Apenas dois jogadores de nacionalidade “principal” inglesa defenderam o Bayern em sua história. O mais recente, de pouca projeção no clube, foi Omar Richards. Antes disso, os bávaros contaram com Owen Hargreaves no início do século, mas num negócio de circunstâncias totalmente distintas, de um atleta descoberto no Canadá e que chegou à seleção inglesa já depois de estourar no Estádio Olímpico. Também dá para citar o galês Mark Hughes, trazido do Barcelona nos anos 1980, mas que teve uma passagem efêmera pela Baviera.
Por suas dimensões, Kane reforça essa troca de influências de Alemanha e Inglaterra atualmente no futebol. Tornou-se comum inclusive torcedores ingleses frequentarem estádios alemães pela “experiência mais real”, com preços mais favoráveis, diferentemente da elitização da Premier League. O centroavante poderá ser um embaixador deste processo, até por suas dimensões dentro da própria seleção inglesa e por ser no geral querido mesmo por seguidores de outros clubes da Premier League. Além do mais, a chegada do artilheiro parece resgatar outros movimentos do passado. Em especial, de Kevin Keegan.

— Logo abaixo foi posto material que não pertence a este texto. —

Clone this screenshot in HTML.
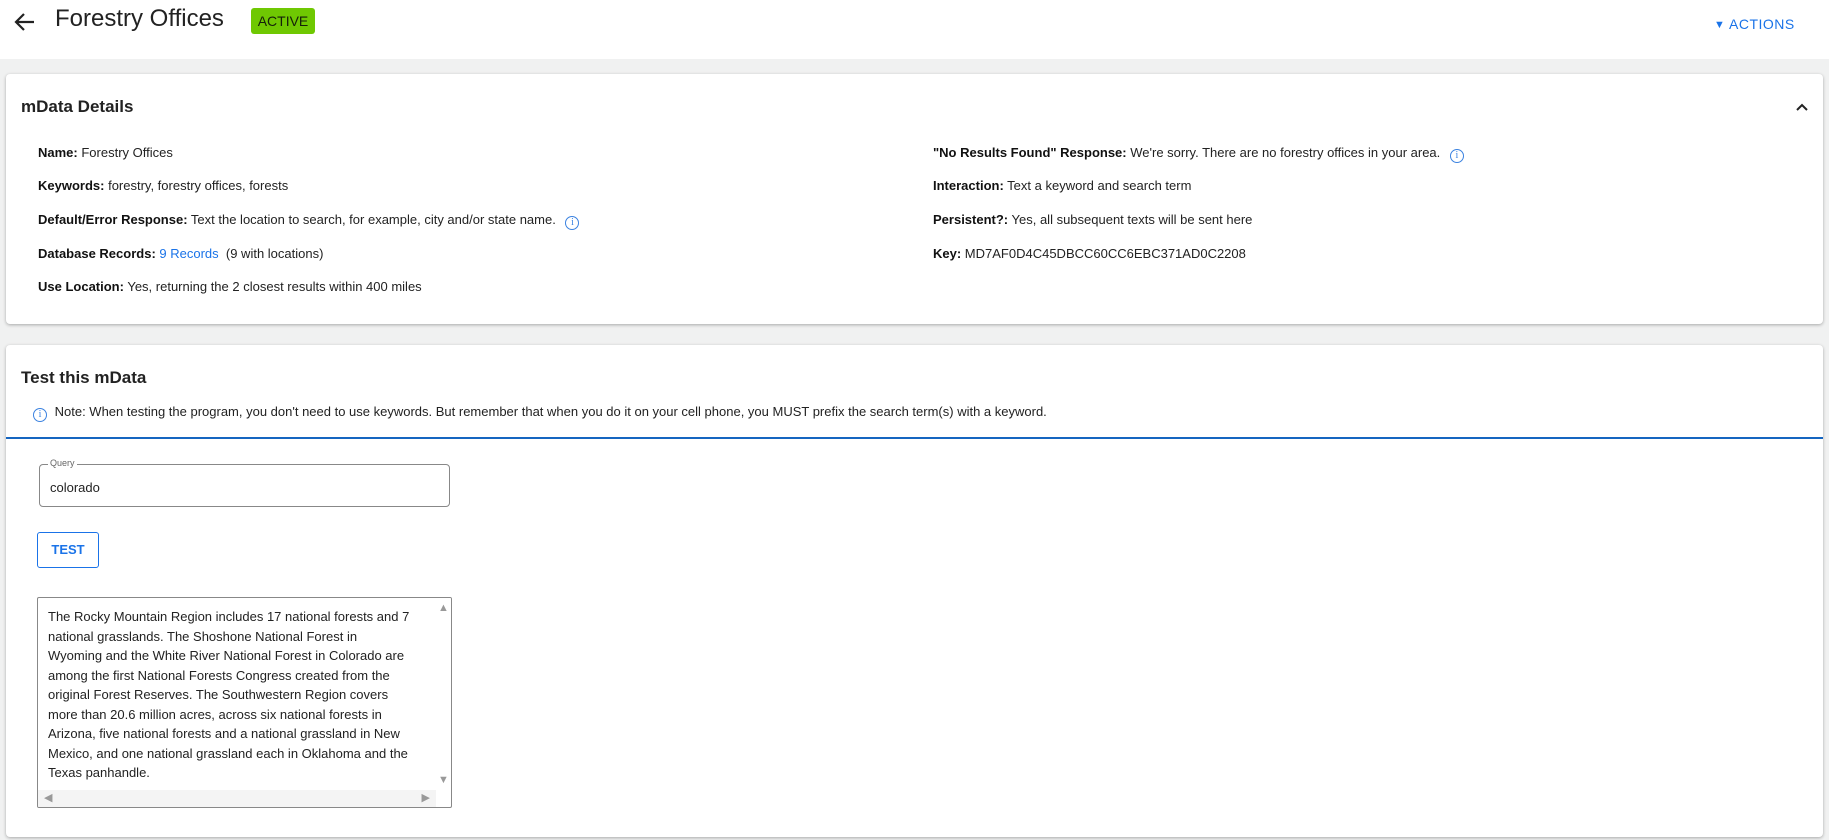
<!DOCTYPE html>
<html><head><meta charset="utf-8"><style>
*{margin:0;padding:0;box-sizing:border-box}
body{width:1829px;height:840px;background:#f0f1f1;font-family:"Liberation Sans",sans-serif;color:#222;position:relative;overflow:hidden}
.a{position:absolute;white-space:nowrap}
.hdr{position:absolute;left:0;top:0;width:1829px;height:59px;background:#fff}
.card{position:absolute;left:6px;width:1817px;background:#fff;border-radius:4px;box-shadow:0 1px 3px rgba(0,0,0,.3)}
.row{position:absolute;font-size:13px;line-height:16px;white-space:nowrap;color:#222}
.row b{font-weight:bold;color:#111}
.info{display:inline-block;width:14px;height:14px;border:1.3px solid #3b82e0;border-radius:50%;color:#3b82e0;font-size:10px;line-height:11px;text-align:center;vertical-align:-1px;margin-left:6px;font-family:"Liberation Serif",serif}
a{color:#1a73e8;text-decoration:none}
</style></head><body>
<div class="hdr"></div>
<svg class="a" style="left:14px;top:12px" width="22" height="20" viewBox="0 0 22 20"><path d="M20 10H3M10 2L2 10l8 8" stroke="#222" stroke-width="2.2" fill="none"/></svg>
<div class="a" style="left:55px;top:5px;font-size:24px;color:#222">Forestry Offices</div>
<div class="a" style="left:251px;top:8px;width:64px;height:26px;background:#6fc802;border-radius:3px;font-size:14px;line-height:26px;text-align:center;color:#15200a">ACTIVE</div>
<div class="a" style="left:1714px;top:16px;font-size:14px;color:#1a73e8;letter-spacing:0.5px;line-height:16px"><span style="font-size:11px;vertical-align:1px">▼</span> ACTIONS</div>

<div class="card" style="top:74px;height:250px"></div>
<div class="a" style="left:21px;top:97px;font-size:17px;font-weight:bold;color:#222">mData Details</div>
<svg class="a" style="left:1795px;top:102px" width="14" height="10" viewBox="0 0 14 10"><path d="M2 8l5-5 5 5" stroke="#222" stroke-width="2" fill="none"/></svg>
<div class="row" style="left:38px;top:145px"><b>Name:</b> Forestry Offices</div>
<div class="row" style="left:38px;top:178px"><b>Keywords:</b> forestry, forestry offices, forests</div>
<div class="row" style="left:38px;top:212px"><b>Default/Error Response:</b> Text the location to search, for example, city and/or state name. <span class="info">i</span></div>
<div class="row" style="left:38px;top:246px"><b>Database Records:</b> <a>9 Records</a> &nbsp;(9 with locations)</div>
<div class="row" style="left:38px;top:279px"><b>Use Location:</b> Yes, returning the 2 closest results within 400 miles</div>
<div class="row" style="left:933px;top:145px"><b>"No Results Found" Response:</b> We're sorry. There are no forestry offices in your area. <span class="info">i</span></div>
<div class="row" style="left:933px;top:178px"><b>Interaction:</b> Text a keyword and search term</div>
<div class="row" style="left:933px;top:212px"><b>Persistent?:</b> Yes, all subsequent texts will be sent here</div>
<div class="row" style="left:933px;top:246px"><b>Key:</b> MD7AF0D4C45DBCC60CC6EBC371AD0C2208</div>

<div class="card" style="top:345px;height:492px"></div>
<div class="a" style="left:21px;top:368px;font-size:17px;font-weight:bold;color:#222">Test this mData</div>
<div class="row" style="left:28px;top:404px"><span class="info" style="margin-left:5px;margin-right:4px">i</span> Note: When testing the program, you don't need to use keywords. But remember that when you do it on your cell phone, you MUST prefix the search term(s) with a keyword.</div>
<div class="a" style="left:6px;top:437px;width:1817px;height:2px;background:#1565c0"></div>
<div class="a" style="left:39px;top:464px;width:411px;height:43px;border:1px solid #888;border-radius:4px"></div>
<div class="a" style="left:48px;top:458px;font-size:9px;color:#666;background:#fff;padding:0 2px">Query</div>
<div class="a" style="left:50px;top:480px;font-size:13px;color:#222">colorado</div>
<div class="a" style="left:37px;top:532px;width:62px;height:36px;border:1px solid #1a73e8;border-radius:3px;color:#1a73e8;font-size:13px;font-weight:bold;line-height:34px;text-align:center">TEST</div>
<div class="a" style="left:37px;top:597px;width:415px;height:211px;border:1px solid #888;border-radius:2px;overflow:hidden">
<div style="position:absolute;left:10px;top:9px;font-size:13px;line-height:19.5px;color:#222;white-space:nowrap">The Rocky Mountain Region includes 17 national forests and 7<br>national grasslands. The Shoshone National Forest in<br>Wyoming and the White River National Forest in Colorado are<br>among the first National Forests Congress created from the<br>original Forest Reserves. The Southwestern Region covers<br>more than 20.6 million acres, across six national forests in<br>Arizona, five national forests and a national grassland in New<br>Mexico, and one national grassland each in Oklahoma and the<br>Texas panhandle.</div>
<div style="position:absolute;right:0;top:0;width:15px;height:192px;background:#fff;color:#999;font-size:11px;text-align:center"><div style="margin-top:4px">▲</div><div style="position:absolute;bottom:4px;width:15px">▼</div></div>
<div style="position:absolute;left:0;bottom:0;width:398px;height:17px;background:#f4f4f4;color:#999;font-size:11px;line-height:17px"><span style="margin-left:6px">◀</span><span style="position:absolute;right:6px">▶</span></div>
</div>
</body></html>
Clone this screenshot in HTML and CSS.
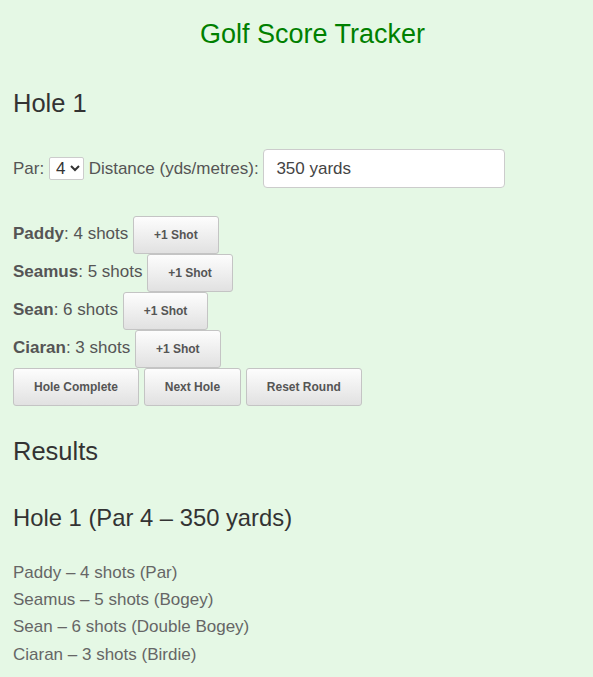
FILE: index.html
```html
<!DOCTYPE html>
<html lang="en">
<head>
<meta charset="utf-8">
<title>Golf Score Tracker</title>
<link rel="stylesheet" href="styles.css">
</head>
<body>
<h1 class="title">Golf Score Tracker</h1>

<h2 class="hole-heading">Hole 1</h2>

<div class="setup">Par: <select class="par-select"><option>3</option><option selected>4</option><option>5</option></select> Distance (yds/metres): <input class="distance" type="text" value="350 yards"></div>

<div class="players">
  <div class="player"><strong>Paddy</strong>: 4 shots <button class="btn">+1 Shot</button></div>
  <div class="player"><strong>Seamus</strong>: 5 shots <button class="btn">+1 Shot</button></div>
  <div class="player"><strong>Sean</strong>: 6 shots <button class="btn">+1 Shot</button></div>
  <div class="player"><strong>Ciaran</strong>: 3 shots <button class="btn">+1 Shot</button></div>
  <div class="actions"><button class="btn">Hole Complete</button> <button class="btn">Next Hole</button> <button class="btn">Reset Round</button></div>
</div>

<h2 class="results-heading">Results</h2>
<h3 class="result-hole">Hole 1 (Par 4 – 350 yards)</h3>
<ul class="result-list">
  <li>Paddy – 4 shots (Par)</li>
  <li>Seamus – 5 shots (Bogey)</li>
  <li>Sean – 6 shots (Double Bogey)</li>
  <li>Ciaran – 3 shots (Birdie)</li>
</ul>
</body>
</html>
```
FILE: styles.css
```css
html { background: #e5f8e5; }
body {
  margin: 0;
  padding: 0 13px;
  font-family: "Liberation Sans", Arial, sans-serif;
  font-size: 17px;
  color: #555;
  background: #e5f8e5;
}
.title {
  margin: 18px 0 0;
  padding-left: 32px;
  font-size: 27px;
  line-height: 32px;
  font-weight: normal;
  color: #008000;
  text-align: center;
}
.hole-heading {
  margin: 37.5px 0 0;
  font-size: 25.5px;
  line-height: 30px;
  font-weight: normal;
  color: #333;
}
.setup {
  margin-top: 31.5px;
  color: #555;
}
.par-select {
  box-sizing: border-box;
  width: 35px;
  font-family: "Liberation Sans", Arial, sans-serif;
  font-size: 17px;
  color: #333;
  background: #fff;
  border: 1px solid #ccc;
  border-radius: 2px;
  height: 23px;
  padding: 0 0 0 2px;
  vertical-align: baseline;
}
.distance {
  box-sizing: border-box;
  width: 242px;
  height: 39px;
  padding: 0 12px;
  font-family: "Liberation Sans", Arial, sans-serif;
  font-size: 17px;
  color: #444;
  background: #fff;
  border: 1px solid #ccc;
  border-radius: 4px;
  vertical-align: baseline;
}
.players { margin-top: 28px; }
.player strong { font-weight: bold; color: #555; }
.btn {
  box-sizing: border-box;
  height: 38px;
  padding: 11px 20px;
  font-family: "Liberation Sans", Arial, sans-serif;
  font-size: 12px;
  line-height: 14px;
  font-weight: bold;
  color: #555;
  background: linear-gradient(#fdfdfd, #e1e1e1);
  border: 1px solid #c4c4c4;
  border-radius: 3px;
  vertical-align: baseline;
  margin: 0;
}
.results-heading {
  margin: 29.5px 0 0;
  font-size: 25.5px;
  line-height: 30px;
  font-weight: normal;
  color: #333;
}
.result-hole {
  margin: 38px 0 0;
  font-size: 23.8px;
  line-height: 28px;
  font-weight: normal;
  color: #333;
}
.result-list {
  list-style: none;
  margin: 27.3px 0 0;
  padding: 0;
  line-height: 27.3px;
  color: #666;
}
```
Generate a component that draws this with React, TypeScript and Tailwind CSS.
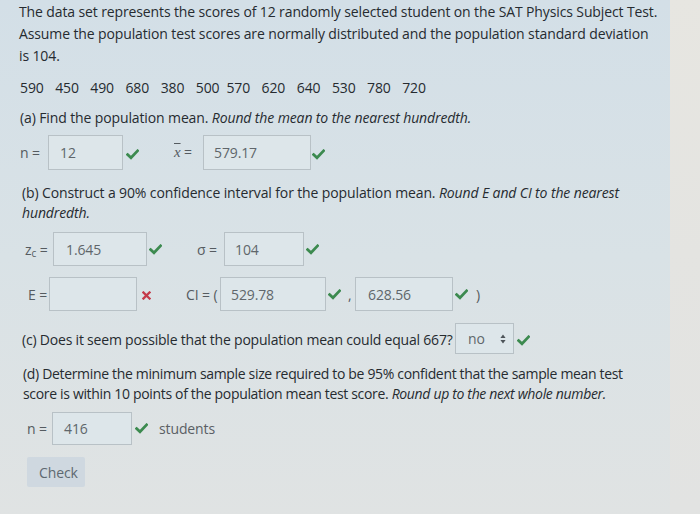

Keegan desembarcou na Bundesliga um pouco mais jovem, aos 28 anos, mas quando já era um astro no Liverpool que acabara de conquistar a Copa dos Campeões. Seus três anos no Hamburgo foram transformadores, e não apenas por consolidar o clube no topo da tabela do país e expandir as fronteiras também nas competições europeias. O desempenho de Keegan nos Dinossauros foi tão arrebatador que rendeu duas Bolas de Ouro consecutivas, entregues em 1978 e 1979. O atacante se despediria já em 1980, mas ainda hoje é lembrado como um dos melhores estrangeiros que passaram pela Alemanha. Kane pode se aproximar de todo esse impacto.
Harry Kane ainda honra a história de grandes artilheiros do Bayern de Munique. Pode ser visto um dos dignos herdeiros da linhagem de Gerd Müller, que ainda inclui figuras como Karl-Heinz Rummenigge e Élber. Ao longo de muitos anos, o estilo de jogo dos bávaros pedia inclusive que o clube tivesse mais de um centroavante de alto nível ao mesmo tempo. Luca Toni e Miroslav Klose chegaram juntos, enquanto os grandes times do começo da década passada reuniram figuras como Mario Gómez, Mario Mandzukic e Claudio Pizarro. De certa maneira, Lewandowski teve uma dominância tão grande que espantou outras sombras, mas criou novos problemas ao próprio Bayern em sua saída. Kane é quem assume esse legado agora.